In Ex parte Llynvi Coal & Iron Co In re Hide (1871) 7 LR Ch App 28 the Court of Appeal in Chancery was called on to consider the Bankruptcy Act 1869, s23 (Imp) which entitled a person injured by disclaimer to "be deemed a creditor of the bankrupt to the extent of such injury" and to "prove the same as a debt under the bankruptcy".
It was submitted by counsel for the trustee in that case as it was submitted to me in these proceedings by counsel for the liquidator, that "assuming that the lessors have received some injury, in assessing the loss regard must be had to the insolvency of the lessee". At p32 James LJ dealt with that submission as follows:
"The question then arises – What is the injury? This is the only point on which the Respondent's case, as it seems to me, will bear any argument. But I think it would be most unreasonable to say that the injury sustained by the lessor is the loss of the proof he would have had under the 31st section. It is said that if the 23rd section was not here he would be entitled to prove under the 31st; but he is deprived of that proof, and therefore may have a dividend on the dividend he has lost. The estate will produce say 2s in the pound; he must, it is contended, prove for the dividend he would have received at that rate, and claim a dividend on that dividend. That cannot be a reasonable intention to be attributed to the Legislature. I am satisfied that the injury referred to in the section means the legal wrong that is done him. He is deprived of a certain contract, under which he was to recover a certain sum of money, and he is to prove against the estate for that which he would have had a right to recover or to sue for if he had not been deprived of that right by the bankruptcy."
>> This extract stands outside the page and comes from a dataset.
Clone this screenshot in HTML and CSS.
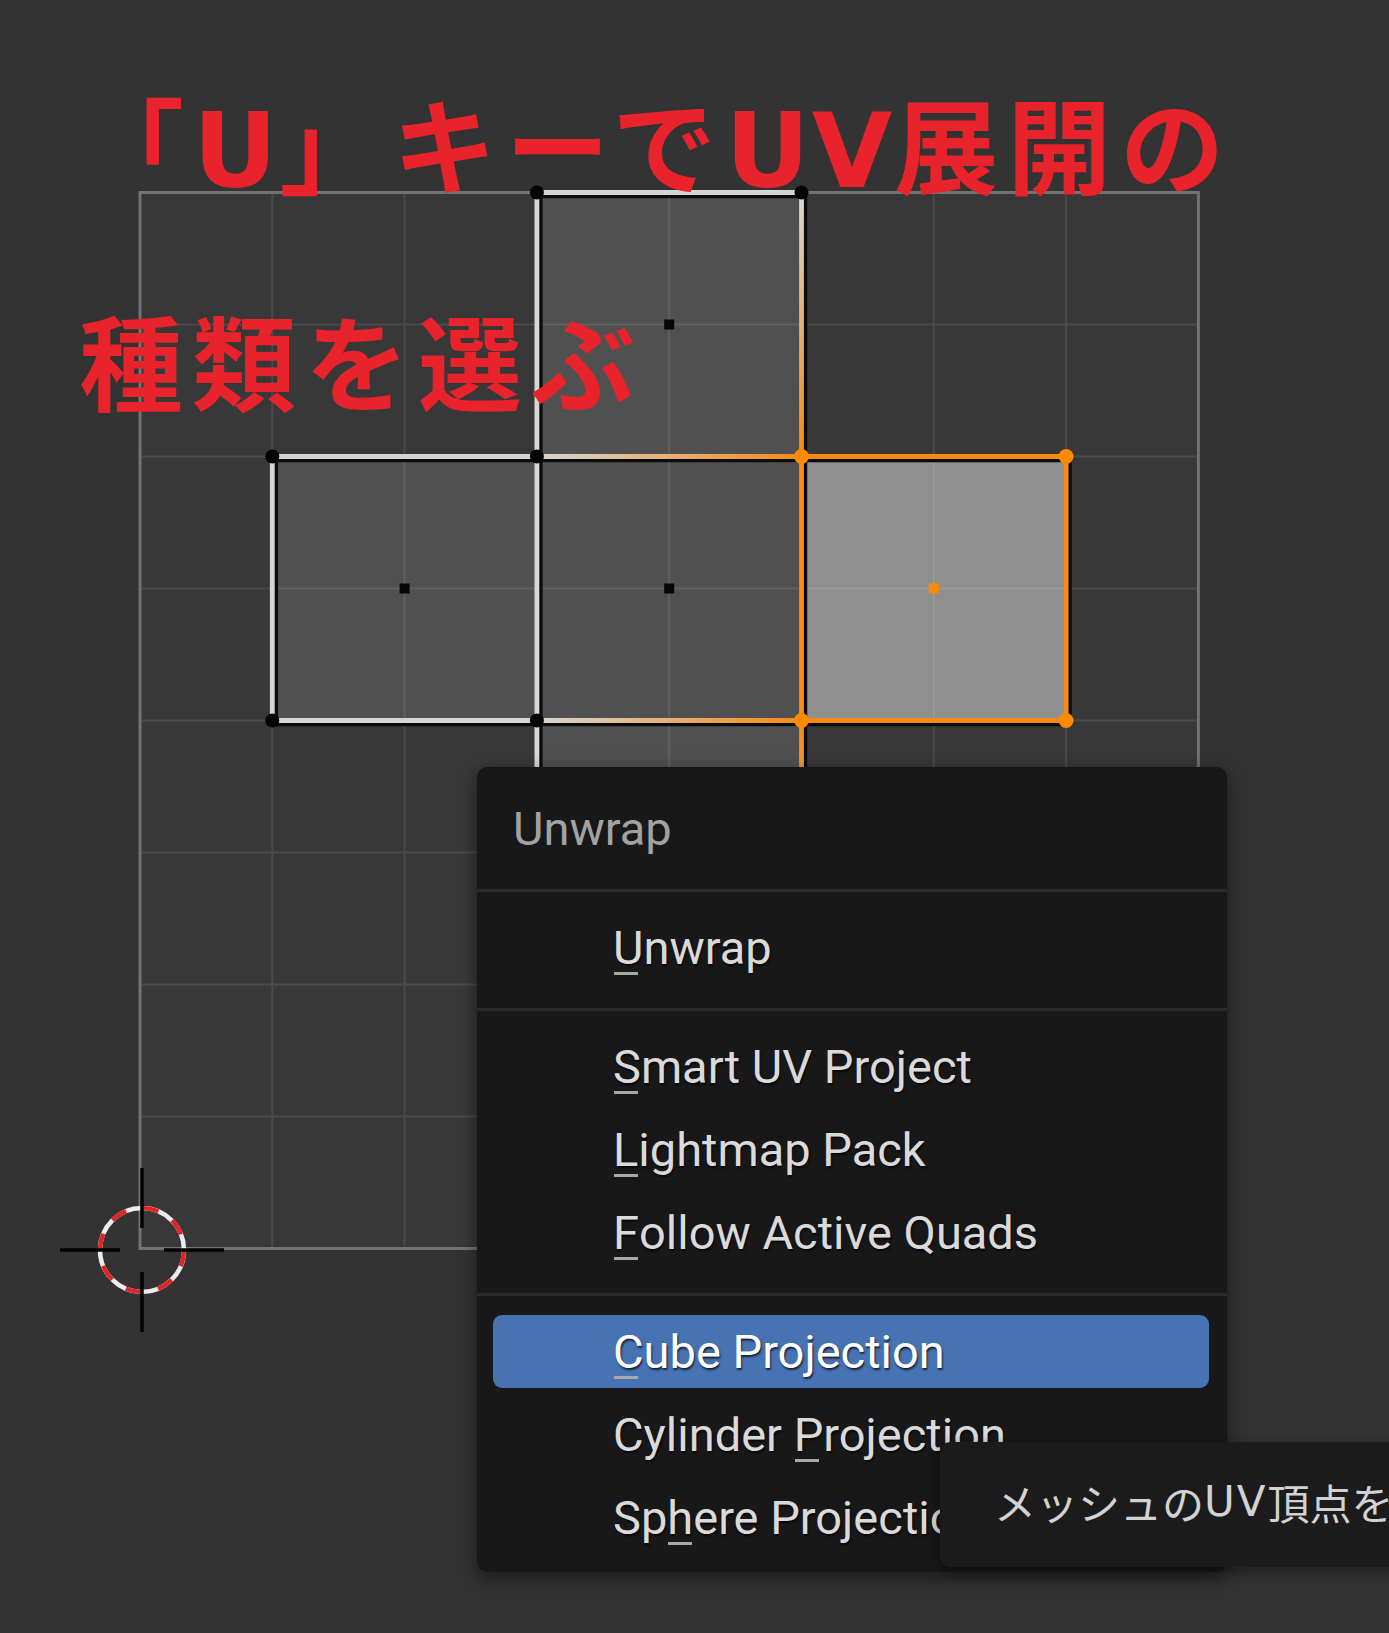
FILE: index.html
```html
<!DOCTYPE html>
<html lang="ja">
<head>
<meta charset="utf-8">
<title>UV Unwrap</title>
<link rel="stylesheet" href="styles.css">
</head>
<body>
<div class="editor">
  <svg class="uv-canvas" width="1389" height="1633" viewBox="0 0 1389 1633" xmlns="http://www.w3.org/2000/svg">
    <defs>
      <linearGradient id="gUpRight" gradientUnits="userSpaceOnUse" x1="801.5" y1="192.5" x2="801.5" y2="456.5">
        <stop offset="0" stop-color="#d6d6d6"/>
        <stop offset="1" stop-color="#f68a12"/>
      </linearGradient>
      <linearGradient id="gMidTop" gradientUnits="userSpaceOnUse" x1="536.9" y1="456.5" x2="801.5" y2="456.5">
        <stop offset="0" stop-color="#d6d6d6"/>
        <stop offset="1" stop-color="#f68a12"/>
      </linearGradient>
      <linearGradient id="gDownRight" gradientUnits="userSpaceOnUse" x1="801.5" y1="720.5" x2="801.5" y2="984.5">
        <stop offset="0" stop-color="#f68a12"/>
        <stop offset="1" stop-color="#d6d6d6"/>
      </linearGradient>
    </defs>

    <!-- UV 0-1 area -->
    <rect x="140" y="192.5" width="1058.4" height="1056" fill="#383838"/>
    <g stroke="#4a4a4a" stroke-width="2">
      <line x1="272.3" y1="192.5" x2="272.3" y2="1248.5"/>
      <line x1="404.6" y1="192.5" x2="404.6" y2="1248.5"/>
      <line x1="536.9" y1="192.5" x2="536.9" y2="1248.5"/>
      <line x1="669.2" y1="192.5" x2="669.2" y2="1248.5"/>
      <line x1="801.5" y1="192.5" x2="801.5" y2="1248.5"/>
      <line x1="933.8" y1="192.5" x2="933.8" y2="1248.5"/>
      <line x1="1066.1" y1="192.5" x2="1066.1" y2="1248.5"/>
      <line x1="140" y1="324.5" x2="1198.4" y2="324.5"/>
      <line x1="140" y1="456.5" x2="1198.4" y2="456.5"/>
      <line x1="140" y1="588.5" x2="1198.4" y2="588.5"/>
      <line x1="140" y1="720.5" x2="1198.4" y2="720.5"/>
      <line x1="140" y1="852.5" x2="1198.4" y2="852.5"/>
      <line x1="140" y1="984.5" x2="1198.4" y2="984.5"/>
      <line x1="140" y1="1116.5" x2="1198.4" y2="1116.5"/>
    </g>
    <rect x="140" y="192.5" width="1058.4" height="1056" fill="none" stroke="#727272" stroke-width="3"/>

    <!-- faces -->
    <g fill="rgba(255,255,255,0.12)">
      <rect x="536.9" y="192.5" width="264.6" height="264"/>
      <rect x="272.3" y="456.5" width="264.6" height="264"/>
      <rect x="536.9" y="456.5" width="264.6" height="264"/>
      <rect x="536.9" y="720.5" width="264.6" height="264"/>
      <rect x="536.9" y="984.5" width="264.6" height="264"/>
    </g>
    <rect x="801.5" y="456.5" width="264.6" height="264" fill="rgba(255,255,255,0.44)"/>

    <!-- edge shadows -->
    <g stroke="#0c0c0c" stroke-width="6.5" transform="translate(2.5 2.5)" stroke-linecap="square">
      <line x1="536.9" y1="192.5" x2="801.5" y2="192.5"/>
      <line x1="536.9" y1="192.5" x2="536.9" y2="1248.5"/>
      <line x1="801.5" y1="192.5" x2="801.5" y2="1248.5"/>
      <line x1="272.3" y1="456.5" x2="1066.1" y2="456.5"/>
      <line x1="272.3" y1="720.5" x2="1066.1" y2="720.5"/>
      <line x1="272.3" y1="456.5" x2="272.3" y2="720.5"/>
      <line x1="1066.1" y1="456.5" x2="1066.1" y2="720.5"/>
    </g>
    <!-- edges -->
    <g stroke-width="4.8">
      <line x1="536.9" y1="192.5" x2="801.5" y2="192.5" stroke="#d6d6d6"/>
      <line x1="536.9" y1="192.5" x2="536.9" y2="1248.5" stroke="#d6d6d6"/>
      <line x1="272.3" y1="456.5" x2="536.9" y2="456.5" stroke="#d6d6d6"/>
      <line x1="272.3" y1="720.5" x2="536.9" y2="720.5" stroke="#d6d6d6"/>
      <line x1="272.3" y1="456.5" x2="272.3" y2="720.5" stroke="#d6d6d6"/>
      <line x1="801.5" y1="192.5" x2="801.5" y2="456.5" stroke="url(#gUpRight)"/>
      <line x1="536.9" y1="456.5" x2="801.5" y2="456.5" stroke="url(#gMidTop)"/>
      <line x1="536.9" y1="720.5" x2="801.5" y2="720.5" stroke="url(#gMidTop)"/>
      <line x1="801.5" y1="720.5" x2="801.5" y2="984.5" stroke="url(#gDownRight)"/>
      <line x1="801.5" y1="984.5" x2="801.5" y2="1248.5" stroke="#d6d6d6"/>
      <g stroke="#f68a12">
        <line x1="801.5" y1="456.5" x2="1066.1" y2="456.5"/>
        <line x1="801.5" y1="720.5" x2="1066.1" y2="720.5"/>
        <line x1="801.5" y1="456.5" x2="801.5" y2="720.5"/>
        <line x1="1066.1" y1="456.5" x2="1066.1" y2="720.5"/>
      </g>
    </g>

    <!-- vertices -->
    <g fill="#050505">
      <circle cx="536.9" cy="192.5" r="7"/>
      <circle cx="801.5" cy="192.5" r="7"/>
      <circle cx="272.3" cy="456.5" r="7"/>
      <circle cx="536.9" cy="456.5" r="7"/>
      <circle cx="272.3" cy="720.5" r="7"/>
      <circle cx="536.9" cy="720.5" r="7"/>
      <circle cx="536.9" cy="984.5" r="7"/>
      <circle cx="801.5" cy="984.5" r="7"/>
    </g>
    <g fill="#ff8a00">
      <circle cx="801.5" cy="456.5" r="7.5"/>
      <circle cx="1066.1" cy="456.5" r="7.5"/>
      <circle cx="801.5" cy="720.5" r="7.5"/>
      <circle cx="1066.1" cy="720.5" r="7.5"/>
    </g>
    <!-- face dots -->
    <g fill="#050505">
      <rect x="664.2" y="319.5" width="10" height="10"/>
      <rect x="399.6" y="583.5" width="10" height="10"/>
      <rect x="664.2" y="583.5" width="10" height="10"/>
    </g>
    <rect x="928.8" y="583.5" width="10" height="10" fill="#ff8a00"/>

    <!-- 2D cursor -->
    <circle cx="142" cy="1250" r="42" fill="none" stroke="#ececec" stroke-width="4.5"/>
    <circle cx="142" cy="1250" r="42" fill="none" stroke="#e0242a" stroke-width="4.5" stroke-dasharray="16.49 16.49"/>
    <g stroke="#000" stroke-width="3.5">
      <line x1="60" y1="1250" x2="120" y2="1250"/>
      <line x1="164" y1="1250" x2="224" y2="1250"/>
      <line x1="142" y1="1168" x2="142" y2="1228"/>
      <line x1="142" y1="1272" x2="142" y2="1332"/>
    </g>
  </svg>

  <div class="note note-1">「<span class="note-latin">U</span>」キーで<span class="note-latin">UV</span>展開の</div>
  <div class="note note-2">種類を選ぶ</div>

  <div class="menu">
    <div class="menu-title">Unwrap</div>
    <div class="sep"></div>
    <div class="item"><span class="label"><span class="mn">U</span>nwrap</span></div>
    <div class="sep"></div>
    <div class="item"><span class="label"><span class="mn">S</span>mart UV Project</span></div>
    <div class="item"><span class="label"><span class="mn">L</span>ightmap Pack</span></div>
    <div class="item"><span class="label"><span class="mn">F</span>ollow Active Quads</span></div>
    <div class="sep"></div>
    <div class="item active"><span class="label"><span class="mn">C</span>ube Projection</span></div>
    <div class="item"><span class="label">Cylinder <span class="mn">P</span>rojection</span></div>
    <div class="item"><span class="label">Sp<span class="mn">h</span>ere Projection</span></div>
  </div>

  <div class="tooltip">メッシュの<span class="tip-latin">UV</span>頂点を立方体に投影</div>
</div>
</body>
</html>
```

FILE: styles.css
```css
html, body {
  margin: 0;
  padding: 0;
  background: #333333;
  overflow: hidden;
}

.editor {
  position: relative;
  width: 1389px;
  height: 1633px;
  overflow: hidden;
  background: #333333;
}

.uv-canvas {
  position: absolute;
  left: 0;
  top: 0;
  display: block;
}

.note {
  position: absolute;
  font-family: "Noto Sans CJK JP", "Noto Sans", sans-serif;
  font-weight: 700;
  font-size: 104px;
  line-height: 1;
  letter-spacing: 9px;
  color: #e8232b;
  white-space: nowrap;
}

.note-latin {
  font-family: "DejaVu Sans", "Noto Sans CJK JP", sans-serif;
  letter-spacing: 2px;
}

.note-1 {
  left: 80px;
  top: 90px;
}

.note-2 {
  left: 79px;
  top: 307px;
}

.menu {
  position: absolute;
  left: 477px;
  top: 767px;
  width: 750px;
  height: 805px;
  box-sizing: border-box;
  padding: 20px 0 13px;
  display: flex;
  flex-direction: column;
  background: #181818;
  border-radius: 10px;
  box-shadow: 0 6px 18px rgba(0, 0, 0, 0.5);
  font-family: Roboto, "Liberation Sans", sans-serif;
  font-size: 47px;
}

.menu-title {
  height: 83px;
  flex: none;
  display: flex;
  align-items: center;
  padding-left: 36px;
  color: #a2a2a2;
}

.sep {
  flex: none;
  height: 3px;
  margin: 19px 0 14px;
  background: #2b2b2b;
}

.item {
  flex: none;
  height: 83px;
  box-sizing: border-box;
  padding: 5px 18px 5px 16px;
  display: flex;
}

.label {
  flex: 1;
  display: flex;
  align-items: center;
  padding-left: 120px;
  border-radius: 9px;
  color: #dadada;
  white-space: pre;
  text-shadow: 1px 2px 2px rgba(0, 0, 0, 0.7);
}

.item.active .label {
  background: #4772b3;
  color: #ffffff;
}

.mn {
  position: relative;
}

.mn::after {
  content: "";
  position: absolute;
  left: 1px;
  bottom: 0;
  width: 24px;
  height: 3px;
  background: #a8a8a8;
}

.tooltip {
  position: absolute;
  left: 940px;
  top: 1442px;
  width: 640px;
  height: 125px;
  box-sizing: border-box;
  padding: 0 0 6px 54px;
  display: flex;
  align-items: center;
  background: #1b1b1b;
  border-radius: 10px;
  box-shadow: 0 4px 14px rgba(0, 0, 0, 0.45);
  font-family: "Noto Sans CJK JP", "Noto Sans", sans-serif;
  font-size: 42px;
  color: #d2d2d2;
  white-space: nowrap;
}

.tip-latin {
  font-family: "DejaVu Sans", "Noto Sans CJK JP", sans-serif;
  letter-spacing: 2px;
}
```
Mellish LJ agreed with him and at p33 said:
"It is quite plain that the object of these sections is that the bankrupt shall be absolutely relieved from any liability under any contract he has ever entered into. And the bankrupt being so relieved, it is plainly also the intention of the Legislature that the person deprived of the right of action against the bankrupt, and of the benefit of the contract which he made with the bankrupt, should be turned into a creditor in respect of what the Act describes as the injury he has received. That, I think, must mean in respect of what he would have been entitled to recover against the bankrupt if the bankrupt had remained solvent. It would be contrary to every principle that in assessing the damages which could have been recovered against the bankrupt if he had not been made bankrupt, and for which proof is made, you are to take into consideration the fact of the bankrupt being insolvent, so that the amount of the proof is to depend upon the extent of his insolvency. Such could not have been the intention of the Legislature, nor do I think that it is the natural construction of the words. Take the case of an ordinary contract. The section says that if there is a contract which is a burdensome contract, not performed at the time of the bankruptcy, such as a contract to make a railway, to build a house or a ship, the contract itself is absolutely to be put an end to by the disclaimer of the trustee. What is the person who has entered into the contract to prove for? Surely he is to prove for the damage which could be recovered for the breach of the contract. That appears to me to be naturally enough described by the words of the section: 'Any person injured by the operation of this section' – that is to say, any person deprived of any property, right of action, or contract which he had with the bankrupt – 'shall be deemed to be a creditor of the bankrupt.' To what extent? 'To the extent of such injury.' Surely that is the extent, measured as far as you can measure it in money, of the value of what could have been recovered against the bankrupt."
These opinions, expressed with the robust and concise logic which so typified English judges of that time, are, in my view, equally applicable to the legislative scheme which is to be seen in s454 of the Companies Code. In my opinion there is no legitimate distinction to be drawn between the word "injury" in the Bankruptcy legislation and the word "loss" which is used in the Code. In In re Sneezum Ex parte Davis (1876) 3 Ch D 463 at 475 and In re Hooley Ex parte United Ordnance & Engineering Co (1899) 2 QB 579 at 582, Mellish LJ and Lindley MR respectively, equated the right of a creditor upon disclaimer to a right to receive "damages".
I am of the opinion that in the circumstances of the case before me it is plain that Tasbar has indeed suffered a loss in consequence of the disclaimer and on the basis of the evidence and the agreed facts that loss should be allowed at $10,584.00. There was no material before me to suggest that the machines in question have a residual value to Tasbar and indeed the evidence of Mr Taylor satisfies me that attempts to lease the equipment to potential users have been and will be, unsuccessful.
Accordingly no deduction should be made from this sum of $10,584.00 and, in my view, the liquidator should accept Tasbar's proof of debt for that amount. I give directions accordingly.